Unnamed: 0,Region,article_quality
0,NORTHERN AMERICA,5.153566
1,ASIA,2.688405
2,OCEANIA,2.109974
3,EUROPE,2.029753
4,AFRICA,1.824551
5,LATIN AMERICA AND THE CARIBBEAN,1.334881


__We store the results of those records, that do not have population data, or do not have any articles by their name in a different file__

In [54]:
page_data1 = pd.read_csv('page_data.csv')

world_population_data1 = pd.read_csv('WPDS_2018_data.csv')

no_population = page_data[page_data['Population'] == 'Population not found']
countries_article = set(page_data1['country'].values)

#We filter the countries who do not have corresponding article data
def filter_countries(country, countries):
    if country not in countries:
        return(1)
    else:
        return(0)

world_population_data1['keep'] = world_population_data1.apply(lambda x: filter_countries(x['Geography'], countries_article), axis=1)
world_population_data1 = world_population_data1[world_population_data1['keep'] == 1]

#We add another rev_id column in the population data so that we can merge this with the page_data dataframe
world_population_data1['rev_id'] = 'No Articles found'

world_population_data1 = world_population_data1[['Geography','Population mid-2018 (millions)','rev_id']]
no_population = no_population[['country', 'Population', 'rev_id']]

df_final = pd.concat([no_population, world_population_data1.rename(columns={'Geography':'country','Population mid-2018 (millions)'
                                                                    :'Population'})], ignore_index=True)

#We then store these records that have no match in a file
df_final.to_csv('wp_wpds_countries-no_match.csv', index=False)
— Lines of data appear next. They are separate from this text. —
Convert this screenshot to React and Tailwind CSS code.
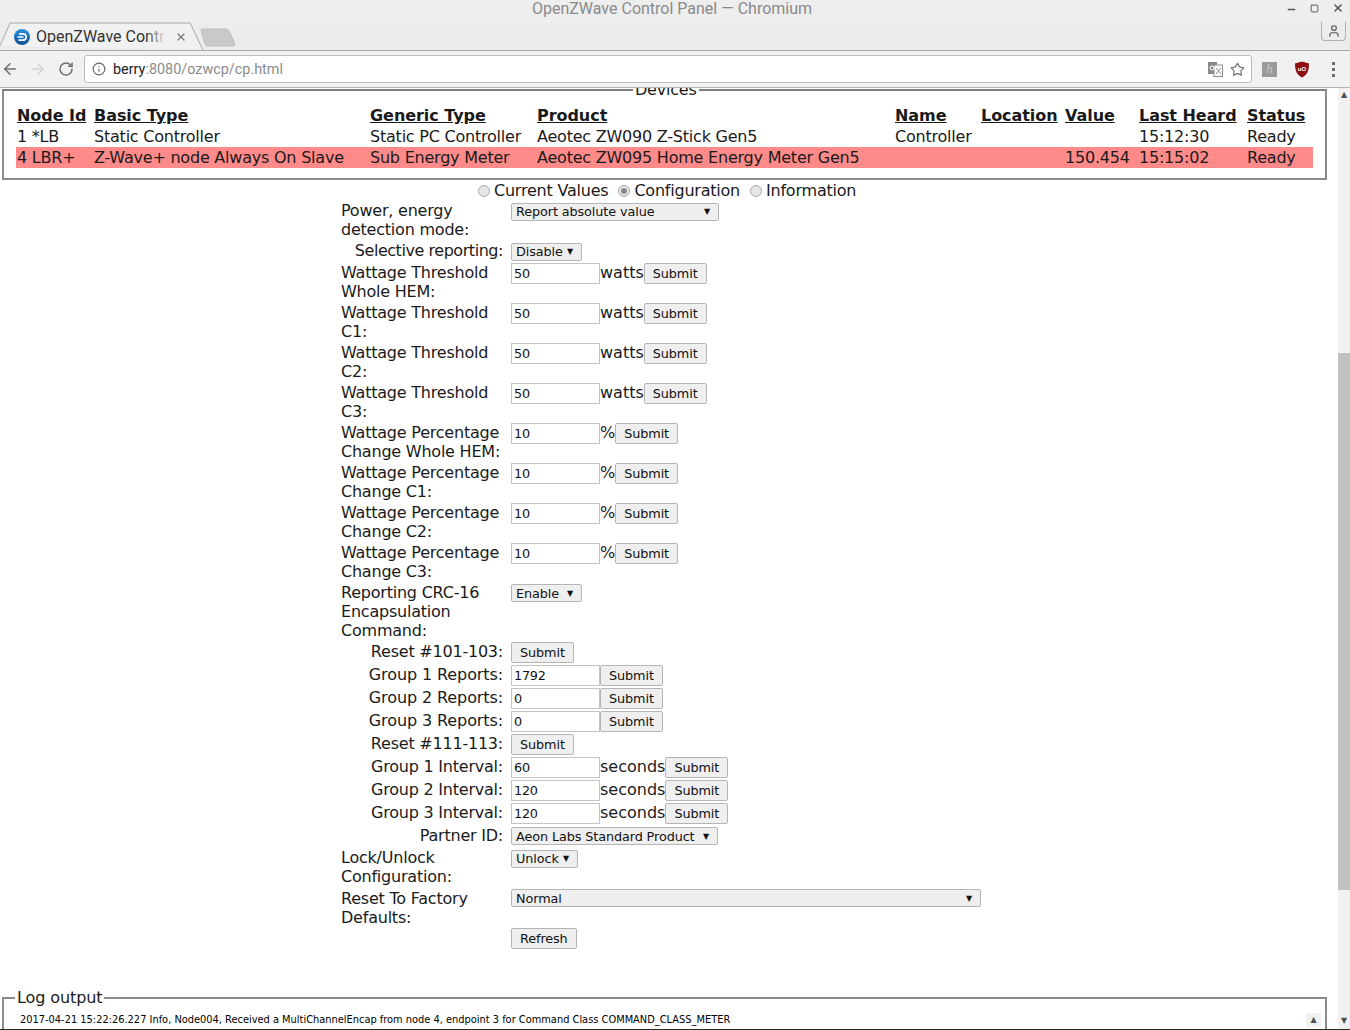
import React from 'react';
import { ArrowLeft, ArrowRight, RotateCw, Info, Star, X, Minus, Square, User } from 'lucide-react';

const nodes = [
    { id: '1 *LB', basic: 'Static Controller', generic: 'Static PC Controller', product: 'Aeotec ZW090 Z-Stick Gen5', name: 'Controller', value: '', heard: '15:12:30', status: 'Ready' },
    { id: '4 LBR+', basic: 'Z-Wave+ node Always On Slave', generic: 'Sub Energy Meter', product: 'Aeotec ZW095 Home Energy Meter Gen5', name: '', value: '150.454', heard: '15:15:02', status: 'Ready', selected: true },
];

function Submit({ label = 'Submit' }) {
    return (
        <button className="h-[21px] px-[8px] pt-[1px] bg-[#efefef] border border-[#b5b5b5] rounded-[2px] text-[12.8px] leading-none tracking-[-0.1px] text-[#111]">
            {label}
        </button>
    );
}

function Select({ label, className }) {
    return (
        <div className={`h-[18px] pl-[4px] pr-[8px] flex items-center justify-between whitespace-nowrap bg-[#efefef] border border-[#b5b5b5] rounded-[2px] text-[12.8px] tracking-[-0.1px] text-[#111] ${className}`}>
            <span>{label}</span>
            <span className="text-[8px] leading-none">▼</span>
        </div>
    );
}

function Input({ value }) {
    return (
        <div className="w-[89px] h-[21px] pl-[2px] flex items-center bg-white border border-[#c4c4c4] text-[12.8px] text-[#111] shrink-0">
            {value}
        </div>
    );
}

function Field({ value, unit }) {
    return (
        <div className="flex items-start">
            <Input value={value} />
            {unit && <span className="leading-[19px] tracking-normal">{unit}</span>}
            <Submit />
        </div>
    );
}

function Row({ label, right, h, labelClass = '', children }) {
    return (
        <div className={`flex items-start ${h}`}>
            <div className={`w-[165px] shrink-0 leading-[19px] ${labelClass} ${right ? 'text-right pr-[3px]' : ''}`}>{label}</div>
            <div className="pl-[5px] flex">{children}</div>
        </div>
    );
}

function Radio({ checked }) {
    return (
        <span className="w-[12px] h-[12px] rounded-full border border-[#a9a9a9] bg-[#e6e6e6] flex items-center justify-center">
            {checked && <span className="w-[6px] h-[6px] rounded-full bg-[#8b8b8b]" />}
        </span>
    );
}

export default function App() {
    return (
        <div className="h-[1030px] w-[1350px] overflow-hidden flex flex-col bg-white text-[16px] text-[#1a1a1a]">
            {/* Window title */}
            <div className="h-[22px] bg-[#eeeeee] flex items-center justify-between relative shrink-0">
                <div className="w-full pr-[6px] text-center text-[16px] leading-[18px] text-[#8a8a8a] font-['Roboto',sans-serif] -mt-[4px]">OpenZWave Control Panel — Chromium</div>
                <div className="absolute right-[6px] top-[1px] flex items-center gap-[13px] text-[#555]">
                    <Minus size={11} strokeWidth={3} className="mt-[3px]" />
                    <Square size={9} strokeWidth={2.5} />
                    <X size={12} strokeWidth={3} />
                </div>
            </div>

            {/* Tab strip */}
            <div className="h-[29px] bg-[#ececec] border-b border-[#a8a8a8] flex items-end relative shrink-0 font-['Roboto',sans-serif]">
                <div className="absolute left-0 top-0 h-[29px] w-[205px]">
                    <svg width="240" height="29" viewBox="0 0 240 29" className="absolute left-0 top-0">
                        <path d="M0 24 L10 1 L190 1 L203 28" fill="#f1f1f1" stroke="#a8a8a8" />
                        <path d="M201 8 Q201 7 203 7 L226 7 Q228 7 229 9 L235 22 Q235 24 233 24 L208 24 Q206 24 205 22 Z" fill="#c9c9c9" stroke="#bdbdbd" />
                    </svg>
                    <svg width="16" height="16" viewBox="0 0 16 16" className="absolute left-[14px] top-[7px]">
                        <defs>
                            <linearGradient id="fav" x1="0" y1="0" x2="0" y2="1">
                                <stop offset="0" stopColor="#2b8fe0" />
                                <stop offset="1" stopColor="#0b4f96" />
                            </linearGradient>
                        </defs>
                        <circle cx="8" cy="8" r="8" fill="url(#fav)" />
                        <path d="M5 4.8 H9 A3.2 3.2 0 0 1 9 11.2 H4.5 M3.5 8 H9.5" fill="none" stroke="#fff" strokeWidth="1.7" />
                    </svg>
                    <div className="absolute left-[36px] top-[5px] w-[130px] overflow-hidden whitespace-nowrap text-[16px] leading-[20px] text-[#333]">OpenZWave Contr</div>
                    <div className="absolute left-[146px] top-[5px] w-[20px] h-[20px] bg-gradient-to-r from-transparent to-[#f1f1f1]" />
                    <X size={12} strokeWidth={2.5} className="absolute left-[175px] top-[9px] text-[#777]" />
                </div>
                <div className="absolute right-[4px] top-0 w-[25px] h-[19px] border border-t-0 border-[#b0b0b0] rounded-b-[4px] flex items-center justify-center text-[#555]">
                    <User size={14} />
                </div>
            </div>

            {/* Address bar */}
            <div className="h-[37px] bg-[#f1f1f1] border-b border-[#b5b5b5] flex items-center shrink-0 font-['Roboto',sans-serif]">
                <ArrowLeft size={18} strokeWidth={2} className="ml-[1px] text-[#6e6e6e]" />
                <ArrowRight size={18} strokeWidth={2} className="ml-[10px] text-[#d2d2d2]" />
                <RotateCw size={16} strokeWidth={2.25} className="ml-[11px] text-[#6e6e6e]" />
                <div className="ml-[10px] w-[1168px] h-[28px] bg-white border border-[#bdbdbd] rounded-[3px] flex items-center">
                    <Info size={14} className="ml-[7px] text-[#666]" />
                    <span className="ml-[7px] mt-[2px] text-[14.4px] text-[#222]">berry</span>
                    <span className="mt-[2px] text-[14.4px] text-[#8b8b8b]">:8080/ozwcp/cp.html</span>
                    <svg width="15" height="15" viewBox="0 0 15 15" className="ml-auto">
                        <rect x="0" y="0" width="9" height="12" fill="#8a8a8a" />
                        <rect x="6" y="3" width="8.5" height="11.5" fill="#fff" stroke="#8a8a8a" />
                        <path d="M8 6 L13 12 M13 6 L8 12" stroke="#8a8a8a" />
                        <circle cx="4" cy="6" r="2" fill="none" stroke="#fff" />
                    </svg>
                    <Star size={15} strokeWidth={2} className="ml-[7px] mr-[6px] text-[#777]" />
                </div>
                <div className="ml-[10px] w-[15px] h-[15px] bg-[#9a9a9a] text-[#c9c9c9] flex items-center justify-center text-[13px] italic font-['Liberation_Serif',serif]">h</div>
                <svg width="16" height="17" viewBox="0 0 16 17" className="ml-[17px]">
                    <path d="M8 0.5 L15 2.5 C15 10 13 14 8 16.5 C3 14 1 10 1 2.5 Z" fill="#8f0f10" />
                    <text x="8" y="10" textAnchor="middle" fontSize="6" fontWeight="bold" fill="#fff" fontFamily="Liberation Sans">uO</text>
                </svg>
                <div className="ml-[22px] flex flex-col gap-[3px]">
                    <span className="w-[3px] h-[3px] bg-[#6e6e6e]" />
                    <span className="w-[3px] h-[3px] bg-[#6e6e6e]" />
                    <span className="w-[3px] h-[3px] bg-[#6e6e6e]" />
                </div>
            </div>

            {/* Page */}
            <div className="flex-1 min-h-0 flex font-['DejaVu_Sans',sans-serif] tracking-[-0.22px]">
                <div className="w-[1338px] overflow-hidden">
                    <fieldset className="ml-[2px] w-[1325px] h-[100px] -mt-[8px] border-2 border-[#8a8a8a] border-t-[#7f7f7f] relative">
                        <legend className="ml-[629px] px-[2px] leading-[19px]">Devices</legend>
                        <table className="absolute left-[12px] top-[6px] border-separate border-spacing-0 text-left leading-[21px] whitespace-nowrap">
                            <thead>
                                <tr className="underline tracking-[-0.05px]">
                                    <th className="w-[78px] pl-[1px] font-bold">Node Id</th>
                                    <th className="w-[276px] font-bold">Basic Type</th>
                                    <th className="w-[167px] font-bold">Generic Type</th>
                                    <th className="w-[358px] font-bold">Product</th>
                                    <th className="w-[86px] font-bold">Name</th>
                                    <th className="w-[84px] font-bold">Location</th>
                                    <th className="w-[74px] font-bold">Value</th>
                                    <th className="w-[108px] font-bold">Last Heard</th>
                                    <th className="w-[66px] font-bold">Status</th>
                                </tr>
                            </thead>
                            <tbody>
                                {nodes.map(n => (
                                    <tr key={n.id} className={n.selected ? 'bg-[#ff8a8a]' : ''}>
                                        <td className="pl-[1px]">{n.id}</td>
                                        <td>{n.basic}</td>
                                        <td>{n.generic}</td>
                                        <td>{n.product}</td>
                                        <td>{n.name}</td>
                                        <td></td>
                                        <td>{n.value}</td>
                                        <td>{n.heard}</td>
                                        <td>{n.status}</td>
                                    </tr>
                                ))}
                            </tbody>
                        </table>
                    </fieldset>

                    {/* Radios */}
                    <div className="h-[22px] pl-[478px] flex items-center">
                        <Radio />
                        <span className="ml-[4px]">Current Values</span>
                        <span className="ml-[10px]"><Radio checked /></span>
                        <span className="ml-[4px]">Configuration</span>
                        <span className="ml-[10px]"><Radio /></span>
                        <span className="ml-[4px]">Information</span>
                    </div>

                    {/* Configuration form */}
                    <div className="ml-[341px] w-[700px]">
                        <Row h="h-[39px]" labelClass="-mt-[1px]" label="Power, energy detection mode:"><Select label="Report absolute value" className="w-[208px] mt-[1px]" /></Row>
                        <Row h="h-[22px]" right labelClass="tracking-[-0.45px]" label="Selective reporting:"><Select label="Disable" className="w-[71px] mt-[2px]" /></Row>
                        <Row h="h-[40px]" label="Wattage Threshold Whole HEM:"><Field value="50" unit="watts" /></Row>
                        <Row h="h-[40px]" label="Wattage Threshold C1:"><Field value="50" unit="watts" /></Row>
                        <Row h="h-[40px]" label="Wattage Threshold C2:"><Field value="50" unit="watts" /></Row>
                        <Row h="h-[40px]" label="Wattage Threshold C3:"><Field value="50" unit="watts" /></Row>
                        <Row h="h-[40px]" label="Wattage Percentage Change Whole HEM:"><Field value="10" unit="%" /></Row>
                        <Row h="h-[40px]" label="Wattage Percentage Change C1:"><Field value="10" unit="%" /></Row>
                        <Row h="h-[40px]" label="Wattage Percentage Change C2:"><Field value="10" unit="%" /></Row>
                        <Row h="h-[40px]" label="Wattage Percentage Change C3:"><Field value="10" unit="%" /></Row>
                        <Row h="h-[59px]" label="Reporting CRC-16 Encapsulation Command:"><Select label="Enable" className="w-[71px] mt-[1px] pt-[2px]" /></Row>
                        <Row h="h-[23px]" right label="Reset #101-103:"><Submit /></Row>
                        <Row h="h-[23px]" right labelClass="tracking-[-0.1px]" label="Group 1 Reports:"><Field value="1792" /></Row>
                        <Row h="h-[23px]" right labelClass="tracking-[-0.1px]" label="Group 2 Reports:"><Field value="0" /></Row>
                        <Row h="h-[23px]" right labelClass="tracking-[-0.1px]" label="Group 3 Reports:"><Field value="0" /></Row>
                        <Row h="h-[23px]" right label="Reset #111-113:"><Submit /></Row>
                        <Row h="h-[23px]" right label="Group 1 Interval:"><Field value="60" unit="seconds" /></Row>
                        <Row h="h-[23px]" right label="Group 2 Interval:"><Field value="120" unit="seconds" /></Row>
                        <Row h="h-[23px]" right label="Group 3 Interval:"><Field value="120" unit="seconds" /></Row>
                        <Row h="h-[23px]" right label="Partner ID:"><Select label="Aeon Labs Standard Product" className="w-[207px] mt-[1px] pt-[2px]" /></Row>
                        <Row h="h-[40px]" labelClass="-mt-[1px]" label="Lock/Unlock Configuration:"><Select label="Unlock" className="w-[67px] mt-[1px]" /></Row>
                        <Row h="h-[39px]" label="Reset To Factory Defaults:"><Select label="Normal" className="w-[470px] pt-[2px]" /></Row>
                        <Row h="h-[22px]" label=""><Submit label="Refresh" /></Row>
                    </div>

                    {/* Log */}
                    <fieldset className="mt-[38px] ml-[2px] w-[1325px] h-[60px] border-2 border-[#8a8a8a] relative">
                        <legend className="ml-[11px] px-[2px] leading-[19px] tracking-[-0.1px]">Log output</legend>
                        <div className="pl-[16px] pt-[6px] text-[10.94px] leading-[14px] tracking-normal text-black font-['DejaVu_Sans_Condensed','DejaVu_Sans',sans-serif] whitespace-nowrap">
                            2017-04-21 15:22:26.227 Info, Node004, Received a MultiChannelEncap from node 4, endpoint 3 for Command Class COMMAND_CLASS_METER
                        </div>
                        <div className="absolute right-[4px] top-[6px] w-[15px] h-[14px] bg-[#f1f1f1] flex items-center justify-center text-[8px] text-[#505050]">▲</div>
                    </fieldset>
                </div>

                {/* Scrollbar */}
                <div className="w-[12px] bg-[#f1f1f1] flex flex-col items-center relative">
                    <span className="mt-[2px] text-[8px] leading-[10px] text-[#505050]">▲</span>
                    <div className="absolute left-0 top-[265px] w-[12px] h-[537px] bg-[#c1c1c1]" />
                    <span className="absolute bottom-[3px] text-[8px] leading-[10px] text-[#505050]">▼</span>
                </div>
            </div>

            {/* Desktop peeking out below the window */}
            <div className="h-[1px] bg-[#2b2a1e] shrink-0" />
        </div>
    );
}
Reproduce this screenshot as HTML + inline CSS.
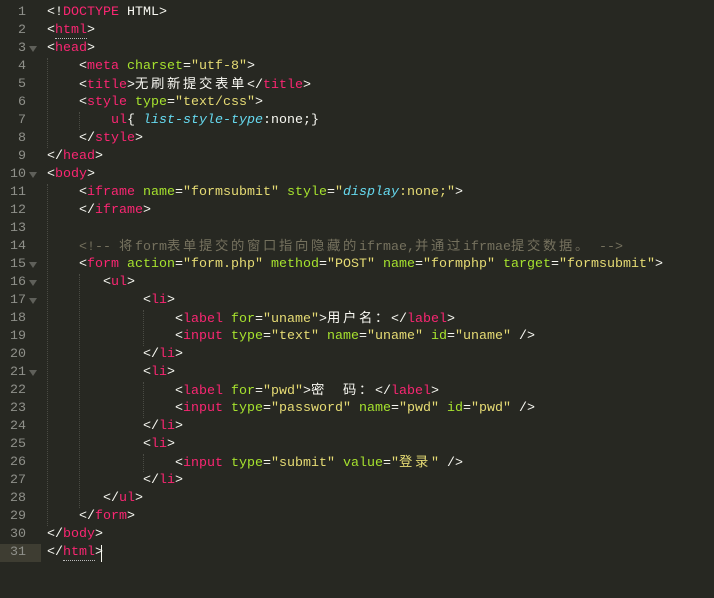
<!DOCTYPE html>
<html><head><meta charset="utf-8">
<style>
html,body{margin:0;padding:0;background:#272822;width:714px;height:598px;overflow:hidden}
body{position:relative;font-family:"Liberation Mono","Noto Sans CJK SC",monospace;font-size:13.33px}
.ln{position:absolute;left:0;width:26px;text-align:right;color:#8f908a;height:18px;line-height:18px}
.f{position:absolute;left:29px;width:0;height:0;border-left:4px solid transparent;border-right:4px solid transparent;border-top:6px solid #5f605a}
.l{position:absolute;height:18px;line-height:18px;white-space:pre;color:#f8f8f2}
.t{color:#f92672}.a{color:#a6e22e}.s{color:#e6db74}.c{color:#75715e}.p{color:#66d9ef;font-style:italic}
.k{font-family:"Noto Sans CJK SC",sans-serif;letter-spacing:2.67px;line-height:13px}
.g{position:absolute;width:0;border-left:1px dotted #4a4b44}
.u{border-bottom:1px dotted #bbb}
</style></head><body>
<div style="position:absolute;left:0;top:544px;width:41px;height:18px;background:#3e3d32"></div>
<div class="g" style="left:47px;top:58px;height:90px"></div>
<div class="g" style="left:79px;top:112px;height:18px"></div>
<div class="g" style="left:47px;top:184px;height:342px"></div>
<div class="g" style="left:79px;top:274px;height:234px"></div>
<div class="g" style="left:143px;top:310px;height:36px"></div>
<div class="g" style="left:143px;top:382px;height:36px"></div>
<div class="g" style="left:143px;top:454px;height:18px"></div>
<div style="position:absolute;left:101px;top:545px;width:1px;height:17px;background:#f8f8f0"></div>

<div class="ln" style="top:4px">1</div><div class="ln" style="top:22px">2</div><div class="ln" style="top:40px">3</div><div class="ln" style="top:58px">4</div><div class="ln" style="top:76px">5</div><div class="ln" style="top:94px">6</div><div class="ln" style="top:112px">7</div><div class="ln" style="top:130px">8</div><div class="ln" style="top:148px">9</div><div class="ln" style="top:166px">10</div><div class="ln" style="top:184px">11</div><div class="ln" style="top:202px">12</div><div class="ln" style="top:220px">13</div><div class="ln" style="top:238px">14</div><div class="ln" style="top:256px">15</div><div class="ln" style="top:274px">16</div><div class="ln" style="top:292px">17</div><div class="ln" style="top:310px">18</div><div class="ln" style="top:328px">19</div><div class="ln" style="top:346px">20</div><div class="ln" style="top:364px">21</div><div class="ln" style="top:382px">22</div><div class="ln" style="top:400px">23</div><div class="ln" style="top:418px">24</div><div class="ln" style="top:436px">25</div><div class="ln" style="top:454px">26</div><div class="ln" style="top:472px">27</div><div class="ln" style="top:490px">28</div><div class="ln" style="top:508px">29</div><div class="ln" style="top:526px">30</div><div class="ln" style="top:544px">31</div>
<div class="f" style="top:46px"></div><div class="f" style="top:172px"></div><div class="f" style="top:262px"></div><div class="f" style="top:280px"></div><div class="f" style="top:298px"></div><div class="f" style="top:370px"></div>

<div class="l" style="left:47px;top:4px">&lt;!<span class="t">DOCTYPE</span> HTML&gt;</div>
<div class="l" style="left:47px;top:22px">&lt;<span class="t u">html</span>&gt;</div>
<div class="l" style="left:47px;top:40px">&lt;<span class="t">head</span>&gt;</div>
<div class="l" style="left:79px;top:58px">&lt;<span class="t">meta</span> <span class="a">charset</span>=<span class="s">"utf-8"</span>&gt;</div>
<div class="l" style="left:79px;top:76px">&lt;<span class="t">title</span>&gt;<span class="k">无刷新提交表单</span>&lt;/<span class="t">title</span>&gt;</div>
<div class="l" style="left:79px;top:94px">&lt;<span class="t">style</span> <span class="a">type</span>=<span class="s">"text/css"</span>&gt;</div>
<div class="l" style="left:111px;top:112px"><span class="t">ul</span>{ <span class="p">list-style-type</span>:none;}</div>
<div class="l" style="left:79px;top:130px">&lt;/<span class="t">style</span>&gt;</div>
<div class="l" style="left:47px;top:148px">&lt;/<span class="t">head</span>&gt;</div>
<div class="l" style="left:47px;top:166px">&lt;<span class="t">body</span>&gt;</div>
<div class="l" style="left:79px;top:184px">&lt;<span class="t">iframe</span> <span class="a">name</span>=<span class="s">"formsubmit"</span> <span class="a">style</span>=<span class="s">"<span class="p">display</span>:none;"</span>&gt;</div>
<div class="l" style="left:79px;top:202px">&lt;/<span class="t">iframe</span>&gt;</div>
<div class="l c" style="left:79px;top:238px">&lt;!-- <span class="k">将</span>form<span class="k">表单提交的窗口指向隐藏的</span>ifrmae,<span class="k">并通过</span>ifrmae<span class="k">提交数据。</span> --&gt;</div>
<div class="l" style="left:79px;top:256px">&lt;<span class="t">form</span> <span class="a">action</span>=<span class="s">"form.php"</span> <span class="a">method</span>=<span class="s">"POST"</span> <span class="a">name</span>=<span class="s">"formphp"</span> <span class="a">target</span>=<span class="s">"formsubmit"</span>&gt;</div>
<div class="l" style="left:103px;top:274px">&lt;<span class="t">ul</span>&gt;</div>
<div class="l" style="left:143px;top:292px">&lt;<span class="t">li</span>&gt;</div>
<div class="l" style="left:175px;top:310px">&lt;<span class="t">label</span> <span class="a">for</span>=<span class="s">"uname"</span>&gt;<span class="k">用户名：</span>&lt;/<span class="t">label</span>&gt;</div>
<div class="l" style="left:175px;top:328px">&lt;<span class="t">input</span> <span class="a">type</span>=<span class="s">"text"</span> <span class="a">name</span>=<span class="s">"uname"</span> <span class="a">id</span>=<span class="s">"uname"</span> /&gt;</div>
<div class="l" style="left:143px;top:346px">&lt;/<span class="t">li</span>&gt;</div>
<div class="l" style="left:143px;top:364px">&lt;<span class="t">li</span>&gt;</div>
<div class="l" style="left:175px;top:382px">&lt;<span class="t">label</span> <span class="a">for</span>=<span class="s">"pwd"</span>&gt;<span class="k">密　码：</span>&lt;/<span class="t">label</span>&gt;</div>
<div class="l" style="left:175px;top:400px">&lt;<span class="t">input</span> <span class="a">type</span>=<span class="s">"password"</span> <span class="a">name</span>=<span class="s">"pwd"</span> <span class="a">id</span>=<span class="s">"pwd"</span> /&gt;</div>
<div class="l" style="left:143px;top:418px">&lt;/<span class="t">li</span>&gt;</div>
<div class="l" style="left:143px;top:436px">&lt;<span class="t">li</span>&gt;</div>
<div class="l" style="left:175px;top:454px">&lt;<span class="t">input</span> <span class="a">type</span>=<span class="s">"submit"</span> <span class="a">value</span>=<span class="s">"<span class="k">登录</span>"</span> /&gt;</div>
<div class="l" style="left:143px;top:472px">&lt;/<span class="t">li</span>&gt;</div>
<div class="l" style="left:103px;top:490px">&lt;/<span class="t">ul</span>&gt;</div>
<div class="l" style="left:79px;top:508px">&lt;/<span class="t">form</span>&gt;</div>
<div class="l" style="left:47px;top:526px">&lt;/<span class="t">body</span>&gt;</div>
<div class="l" style="left:47px;top:544px">&lt;/<span class="t u">html</span>&gt;</div>
</body></html>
#We store the data for which we have performed analysis and have entire data available in another separate file.
page_data_complete.to_csv('wp_wpds_politicians_by_country.csv', index=False)

__FINAL ANALYSIS__

1. Initially when I began parsing the dataset, I could see that there a lot of discrepancies. The way country names are defined in both the data sources is not constant. That creates a problem when identifying the same country.
2. The way the regions are stored in the data files is extremely inefficient. The only map from the country to its region is that in the WPDS_2018_data file, regions are marked by capital letters and countries with capital and small letters. This is not a good dataset to work with, since it requires a lot of cleaning.
3. There are some revision_ids that do not return any ORES score, even though they are not of the 'Template' form. It does not state any reason as to why this score is not available for such articles. This makes me question which articles are suitable to generate an ORES score for.
4. I expected some bias in this dataset, where the countries with large populations and growing economies, I expected them to have a higher relative quality ratio than other countries. On the contrary, I found that these countries had a lower relatice quality ratio. I expected this bias, because I thought larger the countries, there would be a higher chance the articles would be of higher quality.
5. I believe this dataset, with a little bit of cleaning can be used to correlate the findings of high quality articles in countries to their respective literacy rates. I think we could see an interesting correlation there, which might suggest that higher literacy rates correspond to higher quality articles. 
6. In my opinion, this dataset is not a very good source as there are so many data points that are misleading. For example, we have the same country Oman listed as Omani in one source and Oman in the other. This is not a good data set as ideally, both would point to the same country Oman, but would fail here.